Earlier, researchers designed the traditional yeast Saccharomyces cerevisiae in this way. S. cerevisiae is a production host that is commonly used due to its conduciveness to genetic manipulation, making it a primary candidate for metabolic engineering.

In addition to conventional yeasts, we’re discovering that nonconventional yeasts can prove to be just as high-performing. The more organisms we can engineer for valuable compound production, the more opportunities we will have in order to make chemical production economically and environmentally sustainable.

Mingfeng Cao, Research Scientist, Department of Chemical and Biomolecular Engineering, University of Illinois at Urbana-Champaign

The focus of the study by Cao and Zhao is on the yeast strain I. orientalis, which is well known for its capacity to grow in low-pH environments.

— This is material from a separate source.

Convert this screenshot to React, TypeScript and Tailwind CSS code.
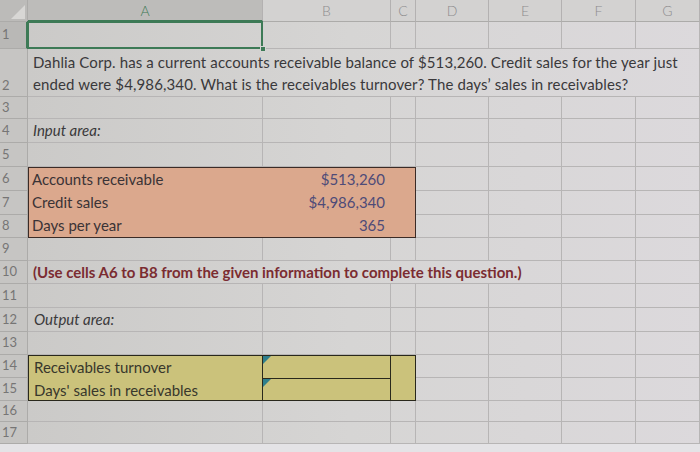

Researchers consider that due to such a resistance for extreme acidity, I. orientalis is regarded as a powerful organic acid producer.

To date, the practicability of using I. orientalis to produce chemicals has not been explored much since there has been a shortage of genetic manipulation approaches. The researchers of CABBI rectified this knowledge gap by creating three main tools.

Earlier, the research group had found a genetic tool including plasmids, which are DNA molecules vital for genetic manipulation and reproduction. Plasmids must be in a position to replicate in a stable way to modify the genome of an organism.

The researchers demonstrated that it is possible to use an independently replicating DNA sequence (ARS) from S. cerevisiae to stabilize plasmid replication in I. orientalis. However, this is feasible only to a certain level, and the addition is inadequate, on its own.

The ARS should be augmented with a functional centromere (CEN)—the portion of a DNA sequence that stabilizes the division of cells—to realize stability and to make I. orientalis responsive to CRISPR/CAS9 gene editing systems.

The first innovative genetic tool found in this research is a functional CEN sequence in the I. orientalis genome. A CEN-ARS pairing is crucial for the stable division of plasmids, thus this finding enables genetic engineering of I. orientalis to achieve for high-value and high-quantity production of compounds.

Apart from isolating a CEN sequence in I. orientalis, the researchers determined the constitutive promoters and terminators—components in a DNA strand that impact the expression of genes).

To enhance an organism for chemical production, it is essential to finely adjust its genetic expression, which is the direct result of the behavior of promoters and terminators. Researchers can characterize robust promoters and terminators in I. orientalis to be able to design the specific expressions essential to generate chemicals at high levels.

The third innovative tool developed by the CABBI scientists is a fast and efficient in vivo (implies “within a living organism”) DNA assembly technique that involves building a biochemical pathway in I. orientalis.

It is crucial to typically engineer cellular pathways—chains of reactions and actions that take place inside a cell and lead to a preferred product or response—for processes in I. orientalis to become economically viable and high-yielding.

The researchers took a xylose utilization pathway developed originally for S. cerevisiae as an example and employed an in vivo DNA assembly technique to develop a similar synthetic pathway in I. orientalis. Consequently, I. orientalis could use xylose as a sole carbon source.

This example was not completely optimized but showed that it is possible to use a more advanced in vivo assembly technique for efficient engineering of reliable biosynthetic pathways within I. orientalis, eventually leading to valuable compound production.

In summary, this study produced a strong set of three innovative genetic tools to enable increased expression of target genes and help manufacture bioproducts like organic acids from the yeast I. orientalis.

Apart from Cao, Zhao, and Fatma, the research group included CABBI’s Yasuo Yoshikuni and Ping-Hung Hsieh, Lawrence Berkeley National Laboratory; CABBI’s Vinh G. Tran, ChBE at Illinois; William L. Lyon, ChBE; Xiaofei Song, Department of Microbiology, Nankai University, Tianjin, China; Maryam Sayadi, Genome Informatics Facility, Office of Biotechnology, Iowa State University; and Zengyi Shao, Department of Chemical and Biological Engineering, Iowa State University.